The departure of Sarah Burton from Alexander McQueen signifies not only the conclusion of her 26-year tenure at the British luxury brand but also marks the absence of female creative directors among Kering's top fashion houses. Kering, which owns brands like Gucci, Balenciaga, Saint Laurent, Bottega Veneta, and Brioni, currently employs creative leaders who are exclusively white men.

While Kering had previously announced a commitment to advancing equal opportunities for men and women at all levels, the numbers reveal a disparity. Of the 29 creative directors who have helmed its six major fashion houses, only five have been women, accounting for a mere 17 percent, said Forbes. It's important to note that Kering's overall workforce comprises 63 percent women, with women occupying 57 percent of managerial roles, 38 percent of the executive committee, and 40 percent of the board of directors. Kering aims to achieve gender balance by the end of 2025, Business of Fashion said.

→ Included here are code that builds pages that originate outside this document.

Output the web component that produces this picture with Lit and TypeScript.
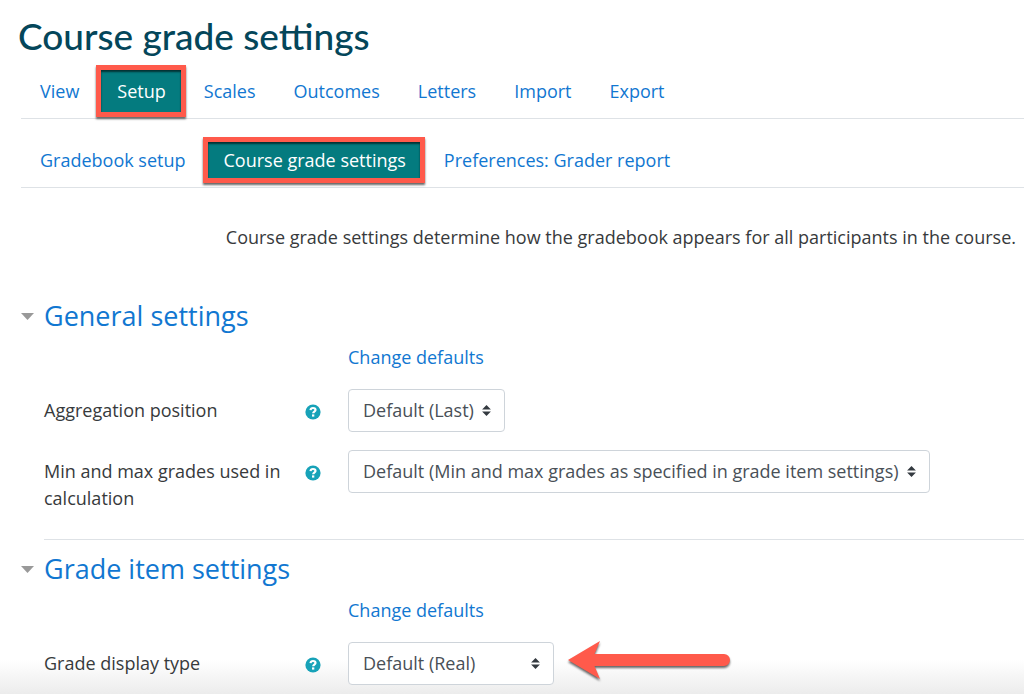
import { LitElement, html, css, svg, nothing } from "lit";
import { customElement, property } from "lit/decorators.js";

interface Setting {
  id: string;
  label: string;
  value: string;
  wide?: boolean;
  marked?: boolean;
}

@customElement("tab-bar")
class TabBar extends LitElement {
  @property({ attribute: false }) items: string[] = [];
  @property() active = "";
  @property() label = "";

  static styles = css`
    :host { display: block; }
    .bar {
      display: flex;
      border-bottom: 1px solid #dee2e6;
      padding-bottom: 6px;
    }
    .tab {
      padding: 0 19px;
      line-height: 42px;
      color: #1177d1;
      text-decoration: none;
      white-space: nowrap;
    }
    .active {
      position: relative;
      background: #047b7f;
      color: #fff;
    }
    .active::after {
      content: "";
      position: absolute;
      inset: var(--frame-inset, -5px -1px -5px -2px);
      border: 5px solid #ff5a4b;
      box-shadow: 0 2px 2px rgba(0, 0, 0, 0.6), inset 0 2px 2px rgba(0, 0, 0, 0.6);
    }
  `;

  render() {
    return html`<nav class="bar" aria-label=${this.label}>
      ${this.items.map(
        (t) => html`<a href="#" class="tab ${t === this.active ? "active" : ""}"
          aria-current=${t === this.active ? "page" : nothing}>${t}</a>`
      )}
    </nav>`;
  }
}

@customElement("settings-section")
class SettingsSection extends LitElement {
  @property() heading = "";
  @property({ attribute: false }) settings: Setting[] = [];

  static styles = css`
    :host { display: block; }
    .head { display: flex; align-items: center; }
    .toggle {
      width: 23px;
      height: 36px;
      padding: 0;
      border: 0;
      background: none;
      display: flex;
      align-items: center;
    }
    .toggle svg { display: block; }
    h2 { margin: 0; font-size: 27px; font-weight: 400; line-height: 36px; }
    a { color: #1177d1; text-decoration: none; }
    .body {
      margin: 10px 0 0 23px;
      display: grid;
      gap: 18px;
      padding-bottom: 27px;
      border-bottom: 1px solid #dee2e6;
    }
    .row {
      display: grid;
      grid-template-columns: 240px 64px 1fr;
      align-items: start;
    }
    .defaults { grid-column: 3; }
    label { padding-top: 8px; }
    .help {
      margin: 15px 0 0 21px;
      width: 16px;
      height: 16px;
      padding: 0;
      border: 0;
      background: none;
    }
    .help svg { display: block; }
    .field { display: flex; gap: 13px; align-items: flex-start; }
    select {
      appearance: none;
      height: 43px;
      padding: 0 30px 0 14px;
      border: 1px solid #ced4da;
      border-radius: 4px;
      font: inherit;
      color: #495057;
      background: #fff
        url("data:image/svg+xml,%3Csvg xmlns='http://www.w3.org/2000/svg' viewBox='0 0 4 5'%3E%3Cpath fill='%23343a40' d='M2 0L0 2h4zm0 5L0 3h4z'/%3E%3C/svg%3E")
        no-repeat right 13px center / 9px 11px;
    }
    .wide { min-width: 206px; }
    .arrow { overflow: visible; filter: drop-shadow(0 2px 1px rgba(0, 0, 0, 0.6)); }
  `;

  private helpIcon = svg`<svg width="16" height="16" viewBox="0 0 16 16" aria-hidden="true">
    <circle cx="8" cy="8" r="7.6" fill="#17a2b8"/>
    <path d="M5.5 6.1C5.7 4.5 6.7 4 8 4c1.500 0 2.500.8 2.500 2 0 1.700-2.300 1.700-2.300 3.300" fill="none" stroke="#fff" stroke-width="2.200"/>
    <rect x="7" y="10.400" width="2.300" height="2.200" fill="#fff"/>
  </svg>`;

  render() {
    return html`
      <div class="head">
        <button class="toggle" aria-label="Collapse ${this.heading}">
          <svg width="13" height="7" viewBox="0 0 13 7"><path d="M0 0h13L6.5 7z" fill="#999"/></svg>
        </button>
        <h2><a href="#">${this.heading}</a></h2>
      </div>
      <div class="body">
        <div class="row"><a class="defaults" href="#">Change defaults</a></div>
        ${this.settings.map(
          (s) => html`<div class="row">
            <label for=${s.id}>${s.label}</label>
            <button class="help" aria-label="Help with ${s.label}">${this.helpIcon}</button>
            <div class="field">
              <select id=${s.id} class=${s.wide ? "wide" : ""}><option>${s.value}</option></select>
              ${s.marked
                ? html`<svg class="arrow" width="164" height="38" viewBox="0 0 164 38" aria-hidden="true">
                    <path d="M1 18L33 -1L27.500 12H157a6 6 0 0 1 0 12H27.500L33 37Z" fill="#ff5a4b"/>
                  </svg>`
                : nothing}
            </div>
          </div>`
        )}
      </div>`;
  }
}

@customElement("app-root")
class AppRoot extends LitElement {
  static styles = css`
    :host {
      display: block;
      box-sizing: border-box;
      height: 100vh;
      overflow: hidden;
      padding: 14px 0 0 21px;
      font: 18px/27px "Open Sans", "Noto Sans", sans-serif;
      color: #373a3c;
      background: linear-gradient(to top, #ececec, #fff 34px);
    }
    h1 {
      margin: 0 0 12px -3px;
      font-family: "Lato", "Open Sans", sans-serif;
      font-size: 37px;
      font-weight: 500;
      line-height: 44px;
      color: #04465a;
    }
    .sub { margin-top: 20px; --frame-inset: -2px 0 -2px -2px; }
    .intro { margin: 36px 8px 47px 0; text-align: right; }
    .next { margin-top: 11px; }
  `;

  render() {
    return html`
      <h1>Course grade settings</h1>
      <tab-bar label="Gradebook" active="Setup"
        .items=${["View", "Setup", "Scales", "Outcomes", "Letters", "Import", "Export"]}></tab-bar>
      <tab-bar class="sub" label="Setup" active="Course grade settings"
        .items=${["Gradebook setup", "Course grade settings", "Preferences: Grader report"]}></tab-bar>
      <p class="intro">Course grade settings determine how the gradebook appears for all participants in the course.</p>
      <settings-section heading="General settings" .settings=${[
        { id: "position", label: "Aggregation position", value: "Default (Last)" },
        { id: "minmax", label: "Min and max grades used in calculation", value: "Default (Min and max grades as specified in grade item settings)" },
      ]}></settings-section>
      <settings-section class="next" heading="Grade item settings" .settings=${[
        { id: "display", label: "Grade display type", value: "Default (Real)", wide: true, marked: true },
      ]}></settings-section>
    `;
  }
}
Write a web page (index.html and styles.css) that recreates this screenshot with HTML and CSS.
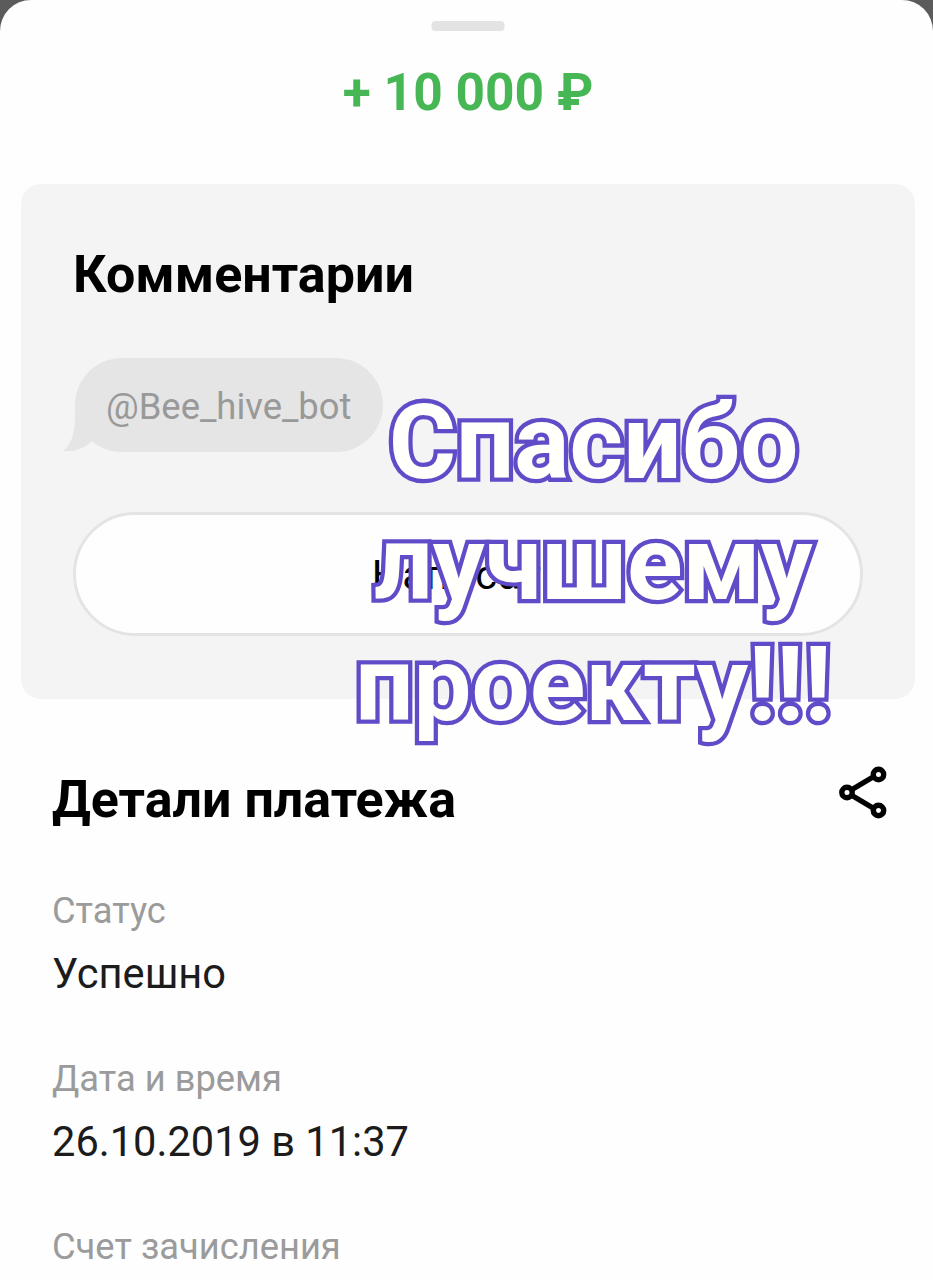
FILE: index.html
```html
<!DOCTYPE html>
<html lang="ru">
<head>
    <meta charset="utf-8">
    <title>Детали платежа</title>
    <link rel="stylesheet" href="styles.css">
</head>
<body>
    <div class="sheet">
        <div class="handle"></div>
        <div class="amount">+ 10 000 ₽</div>

        <div class="comments">
            <h2>Комментарии</h2>
            <div class="bubble">
                <svg class="bubble-tail" width="44" height="44" viewBox="0 0 44 44">
                    <path d="M12 0 V10 C12 25 8 37 0 43 C10 44 20 41 27 35 L44 20 V0 Z" fill="#e5e5e5"/>
                </svg>
                <span>@Bee_hive_bot</span>
            </div>
            <button class="write-btn">Написать</button>
        </div>

        <div class="details">
            <div class="details-header">
                <h2>Детали платежа</h2>
                <svg class="share" width="50" height="54" viewBox="0 0 50 54" fill="none" stroke="#000" stroke-width="5.4">
                    <path d="M13 24.500 L34 12 M13 30.500 L34 43"/>
                    <circle cx="8" cy="27.500" r="5.200"/>
                    <circle cx="39.500" cy="9.500" r="5.200"/>
                    <circle cx="39.500" cy="45.500" r="5.200"/>
                </svg>
            </div>
            <div class="row">
                <div class="label">Статус</div>
                <div class="value">Успешно</div>
            </div>
            <div class="row">
                <div class="label">Дата и время</div>
                <div class="value">26.10.2019 в 11:37</div>
            </div>
            <div class="row">
                <div class="label">Счет зачисления</div>
            </div>
        </div>
    </div>

    <div class="caption">Спасибо<br>лучшему<br>проекту!!!</div>
</body>
</html>
```
FILE: styles.css
```css
* {
    box-sizing: border-box;
}

body {
    margin: 0;
    height: 1280px;
    overflow: hidden;
    position: relative;
    background-color: #5c5b5c;
    font-family: Roboto, sans-serif;
    color: #000;
}

h2 {
    margin: 0;
    font-size: 52px;
    line-height: 62px;
    font-weight: bold;
}

.sheet {
    height: 1280px;
    padding-top: 21px;
    overflow: hidden;
    background-color: #fefefe;
    border-radius: 31px 31px 0 0;
}

.handle {
    width: 73px;
    height: 10px;
    margin: 0 auto;
    border-radius: 4px;
    background-color: #e3e3e3;
    transform: translateX(1.5px);
}

.amount {
    margin-top: 31px;
    padding-left: 3px;
    font-size: 51.5px;
    line-height: 62px;
    font-weight: bold;
    text-align: center;
    color: #46b754;
}

.comments {
    height: 515px;
    margin: 60px 18px 0 21px;
    padding: 60px 52px 0;
    border-radius: 20px;
    background-color: #f4f4f4;
}

.bubble {
    position: relative;
    display: flex;
    align-items: center;
    width: 308px;
    height: 94px;
    margin: 52px 0 0 2px;
    padding: 3px 0 0 31px;
    border-radius: 47px;
    background-color: #e5e5e5;
    color: #999;
    font-size: 36.4px;
}

.bubble-tail {
    position: absolute;
    left: -12px;
    bottom: 0;
}

.bubble span {
    position: relative;
}

.write-btn {
    display: block;
    width: 790px;
    height: 124px;
    margin-top: 60px;
    padding: 0 0 0 1px;
    border: 3px solid #e4e4e4;
    border-radius: 62px;
    background-color: #fefefe;
    font-family: inherit;
    font-size: 41.5px;
    letter-spacing: 0.9px;
    color: #000;
}

.details {
    padding: 66px 44px 0 52px;
}

.details-header {
    display: flex;
    justify-content: space-between;
    align-items: flex-start;
    margin-bottom: 55px;
}

.details-header h2 {
    padding-top: 4px;
}

.row {
    height: 168px;
}

.label {
    font-size: 36.3px;
    line-height: 50px;
    color: #9b9b9b;
}

.value {
    margin-top: 12px;
    font-size: 41.6px;
    line-height: 52px;
    color: #1c1c1c;
}

/* text sticker on top of the sheet */
.caption {
    position: absolute;
    top: 382px;
    left: 343.5px;
    width: 500px;
    font-size: 103px;
    line-height: 121px;
    font-weight: bold;
    text-align: center;
    white-space: nowrap;
    color: #fffffc;
    -webkit-text-stroke: 8.6px #604bc8;
    paint-order: stroke fill;
}
```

Only one Black designer in a top post

In contrast, LVMH made history by appointing its first Black leader, Virgil Abloh, at its flagship luxury brand, where he achieved significant global success. The company hopes to replicate this success under its new creative director, Pharrell Williams, who is also Black. Forbes highlighted that racial diversity in top creative roles remains lacking among the major luxury groups, which include LVMH, Kering and Richemont, with only Pharrell Williams occupying a top position.

The fashion industry has been more open to LGBTQIA+ hires compared to other sectors, but it still grapples with representation challenges in terms of gender and racial diversity, particularly in leadership roles. People of Colour also face underrepresentation in fashion education, with opportunities scarce for students in both applications and curricula, as well as a lack of professors and tutors.

Seán McGirr's appointment as Alexander McQueen's new creative director within the Kering portfolio has sparked broader conversations about diversity within the company and, by extension, throughout the fashion industry.